Terrible's "Best in the Desert"
The annual Vegas to Reno Off-Highway Vehicle Race, crossing hundreds of miles of public lands, some private lands, and county dirt roads, has had increasing problems from angry Nevadans. Clouds of dust lowering air quality, access roads ruined, habitat destroyed, and trespassing are some of the local complaints.
Originally a 550 mile race starting in 1996 (although 2,000 miles long across the entire state in the year 2000), the distances and routes have changed through the years as the main land-managing agency, BLM, has modified its Environmental Assessment (EA).
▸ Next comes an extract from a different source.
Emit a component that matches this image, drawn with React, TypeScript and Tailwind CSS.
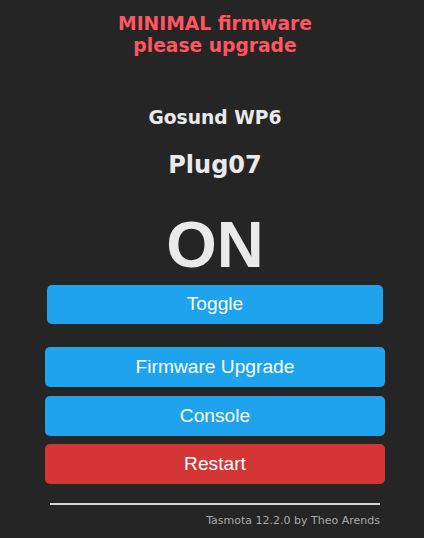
export default function App() {
  return (
    <div className="min-h-[538px] w-full bg-[#252525] text-[#eaeaea] font-['DejaVu_Sans',Verdana,sans-serif]">
      <div className="pl-[45px]">
        <div className="w-[340px] flex flex-col">
          <h3 className="mt-[13px] text-center text-[18.7px] leading-[22px] font-bold text-[#ff5661]">
            MINIMAL firmware
            <br />
            please upgrade
          </h3>

          <h3 className="mt-[50px] text-center text-[18.7px] leading-[22px] font-bold">Gosund WP6</h3>
          <h2 className="mt-[22px] text-center text-[24px] leading-[28px] font-bold">Plug07</h2>

          <div className="mt-[33px] text-center font-['Liberation_Sans',Arial,sans-serif] text-[65px] leading-[65px] font-bold">
            ON
          </div>

          <div className="mt-[8px] px-[2px]">
            <button className="w-full h-[39px] rounded-[5px] bg-[#1fa3ec] text-[#faffff] text-[19.2px] font-['Liberation_Sans',Arial,sans-serif]">
              Toggle
            </button>
          </div>

          <button className="mt-[23px] w-full h-[40px] rounded-[5px] bg-[#1fa3ec] text-[#faffff] text-[19.2px] font-['Liberation_Sans',Arial,sans-serif]">
            Firmware Upgrade
          </button>
          <button className="mt-[9px] w-full h-[40px] rounded-[5px] bg-[#1fa3ec] text-[#faffff] text-[19.2px] font-['Liberation_Sans',Arial,sans-serif]">
            Console
          </button>
          <button className="mt-[8px] w-full h-[40px] rounded-[5px] bg-[#d43535] text-[#faffff] text-[19.2px] font-['Liberation_Sans',Arial,sans-serif]">
            Restart
          </button>

          <div className="mt-[19px] px-[5px] text-right">
            <div className="h-[2px] bg-[#d6d6d6]" />
            <div className="mt-[9px] text-[11px] leading-[13px] text-[#aaaaaa]">Tasmota 12.2.0 by Theo Arends</div>
          </div>
        </div>
      </div>
    </div>
  );
}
The race is now 456 miles long.
Residents of Amargosa Valley to the south last year banned the race from their area due to damage caused on powerline roads and dust issues. Beatty people told their town council at meetings that local roads were impassable after the race went by, and that racers were often rowdy. Nye County voted not to support the race this year as well.
We talked to one long-time resident of Oasis Valley who told us that ten years ago the racers went so close to one spring that they "kicked dirt into it." The spring is currently Amargosa toad habitat (see sidebar). Helicopters circled over her during last-year's race, and several associated vehicles trespassed on her land. "They were rude! I was scared to go out of my house!"
Racers line up on Pioneer Road at the start of the race.
BLM specified that the race go in washes and pre-exisiting roads. But this race often goes over habitat that we would not consider washes or bedrock, but desert shrub basin communities, places where no pre-existing road occurred. The desert track can be rough -- in 2007 a racer died in Esmeralda County.
After the close of the Barstow to Vegas race in California in the 1980s, Nevada is the last state to allow a race of this magnitude.
See the Best in the Desert website at www.bitd.com.
Access road ruined for tourists.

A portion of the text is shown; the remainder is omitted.